Quote, line for line, the entries from the first through the one containing "import React from 'react';". Pictures are left out.

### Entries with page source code
========

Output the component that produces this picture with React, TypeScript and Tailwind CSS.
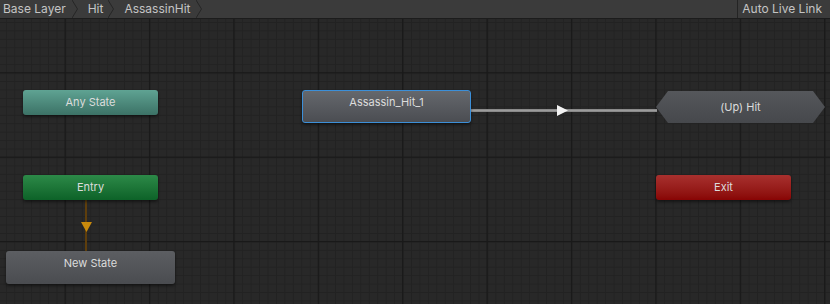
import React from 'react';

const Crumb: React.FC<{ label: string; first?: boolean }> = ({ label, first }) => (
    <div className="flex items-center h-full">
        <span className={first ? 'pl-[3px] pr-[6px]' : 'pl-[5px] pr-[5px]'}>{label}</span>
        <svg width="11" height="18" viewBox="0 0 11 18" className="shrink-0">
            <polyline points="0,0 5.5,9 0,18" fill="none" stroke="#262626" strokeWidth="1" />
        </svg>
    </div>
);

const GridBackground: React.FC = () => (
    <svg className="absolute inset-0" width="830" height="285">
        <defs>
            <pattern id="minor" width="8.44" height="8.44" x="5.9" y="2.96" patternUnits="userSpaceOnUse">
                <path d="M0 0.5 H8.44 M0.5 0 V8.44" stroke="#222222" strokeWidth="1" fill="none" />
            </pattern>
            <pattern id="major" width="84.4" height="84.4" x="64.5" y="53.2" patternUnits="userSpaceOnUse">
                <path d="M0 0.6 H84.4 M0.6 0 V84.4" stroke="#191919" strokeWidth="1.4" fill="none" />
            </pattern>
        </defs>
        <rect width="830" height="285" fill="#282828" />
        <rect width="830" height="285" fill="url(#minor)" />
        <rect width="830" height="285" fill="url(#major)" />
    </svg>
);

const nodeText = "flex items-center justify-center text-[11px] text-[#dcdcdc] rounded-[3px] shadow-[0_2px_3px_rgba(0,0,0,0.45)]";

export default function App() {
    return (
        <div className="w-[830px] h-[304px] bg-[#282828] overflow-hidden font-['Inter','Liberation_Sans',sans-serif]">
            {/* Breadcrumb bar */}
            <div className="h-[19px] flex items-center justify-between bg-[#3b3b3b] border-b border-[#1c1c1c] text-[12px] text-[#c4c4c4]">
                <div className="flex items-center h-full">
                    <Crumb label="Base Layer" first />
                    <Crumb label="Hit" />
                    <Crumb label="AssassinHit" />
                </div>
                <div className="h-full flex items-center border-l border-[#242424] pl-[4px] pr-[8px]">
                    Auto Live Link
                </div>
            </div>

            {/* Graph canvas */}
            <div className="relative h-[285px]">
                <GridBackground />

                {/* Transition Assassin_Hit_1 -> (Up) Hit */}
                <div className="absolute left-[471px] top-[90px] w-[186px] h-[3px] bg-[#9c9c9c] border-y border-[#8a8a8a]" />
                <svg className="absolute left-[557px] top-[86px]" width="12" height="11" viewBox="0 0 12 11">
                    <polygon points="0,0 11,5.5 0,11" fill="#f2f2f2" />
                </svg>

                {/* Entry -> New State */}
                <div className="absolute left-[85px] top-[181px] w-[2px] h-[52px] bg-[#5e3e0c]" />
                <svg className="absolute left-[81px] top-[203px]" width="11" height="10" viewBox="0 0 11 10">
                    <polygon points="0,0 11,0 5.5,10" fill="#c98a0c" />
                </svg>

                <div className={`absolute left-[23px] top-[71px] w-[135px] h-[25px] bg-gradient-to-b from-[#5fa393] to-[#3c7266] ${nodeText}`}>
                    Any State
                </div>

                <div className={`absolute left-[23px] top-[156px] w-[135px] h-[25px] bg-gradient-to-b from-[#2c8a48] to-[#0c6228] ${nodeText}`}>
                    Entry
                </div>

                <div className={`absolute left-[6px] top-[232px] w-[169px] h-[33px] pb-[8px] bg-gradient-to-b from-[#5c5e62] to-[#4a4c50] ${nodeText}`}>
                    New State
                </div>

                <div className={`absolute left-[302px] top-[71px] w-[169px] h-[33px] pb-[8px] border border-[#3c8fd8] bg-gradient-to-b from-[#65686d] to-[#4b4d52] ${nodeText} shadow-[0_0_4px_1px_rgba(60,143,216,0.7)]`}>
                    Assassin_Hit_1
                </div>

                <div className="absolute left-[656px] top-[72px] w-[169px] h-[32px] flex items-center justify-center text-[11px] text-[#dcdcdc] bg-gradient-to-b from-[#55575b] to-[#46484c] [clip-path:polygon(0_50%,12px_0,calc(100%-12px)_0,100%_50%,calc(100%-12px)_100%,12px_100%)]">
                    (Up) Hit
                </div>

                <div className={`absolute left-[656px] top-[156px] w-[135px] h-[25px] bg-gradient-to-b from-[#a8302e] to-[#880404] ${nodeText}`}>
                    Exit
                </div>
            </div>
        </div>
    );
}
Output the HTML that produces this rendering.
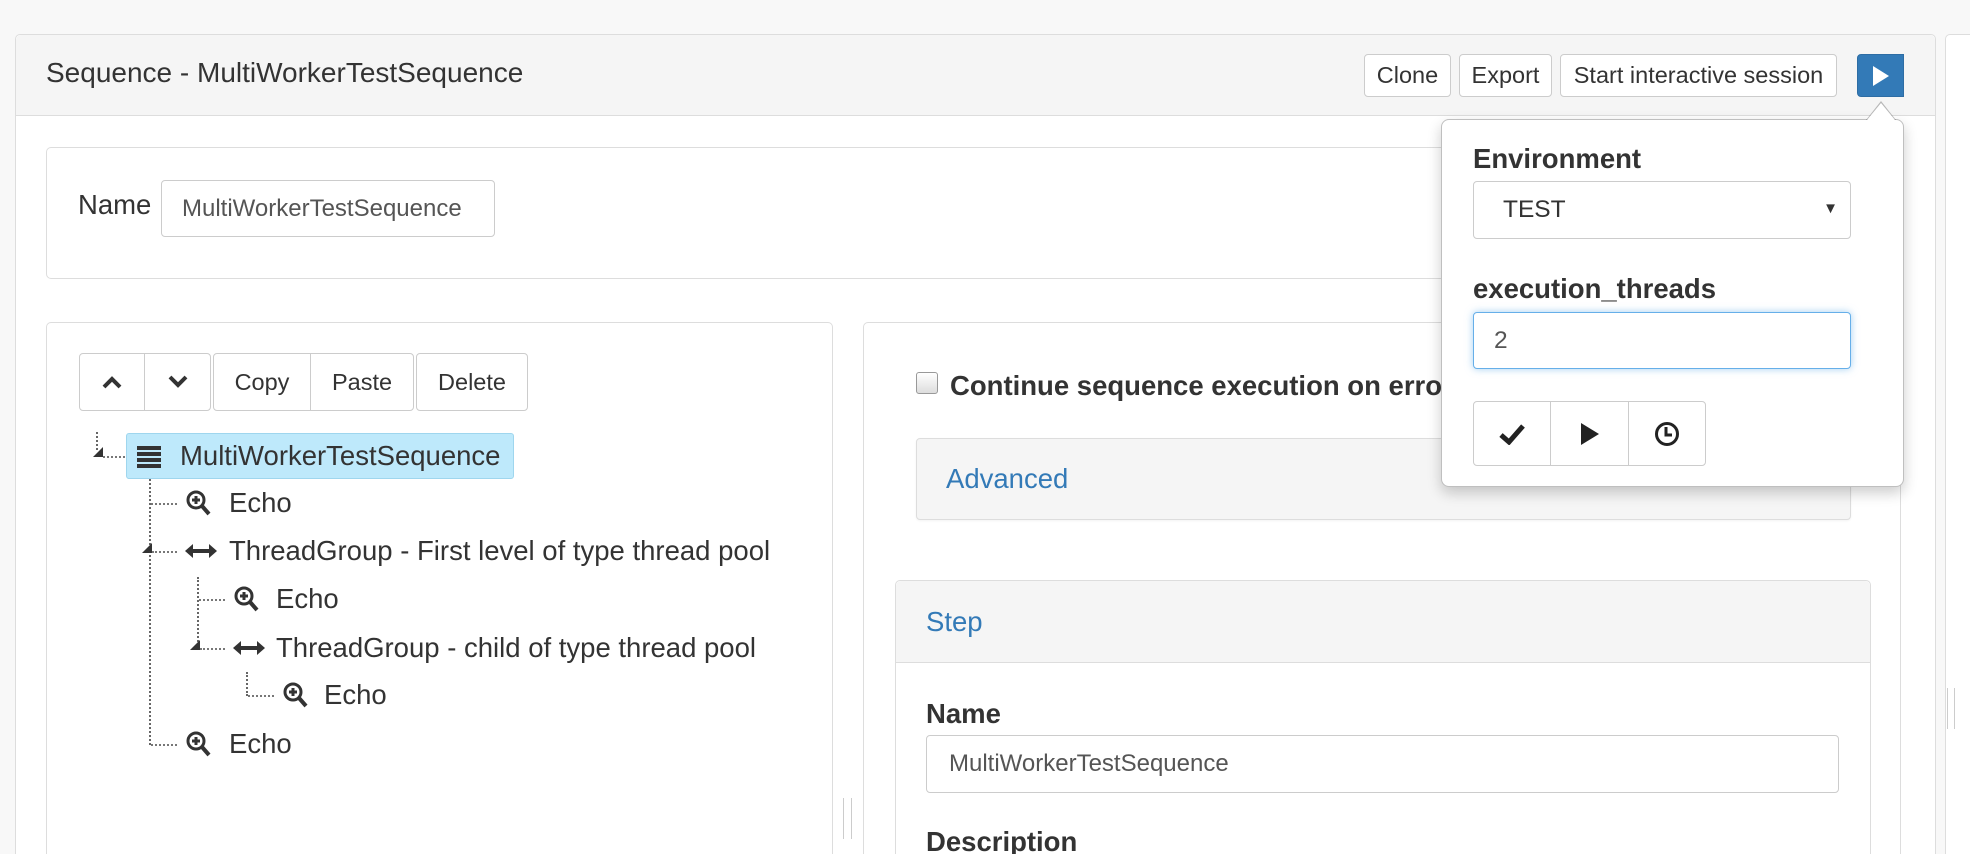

========

### Output of the exercise
Output the component that produces this picture with React, TypeScript and Tailwind CSS.
import React from 'react';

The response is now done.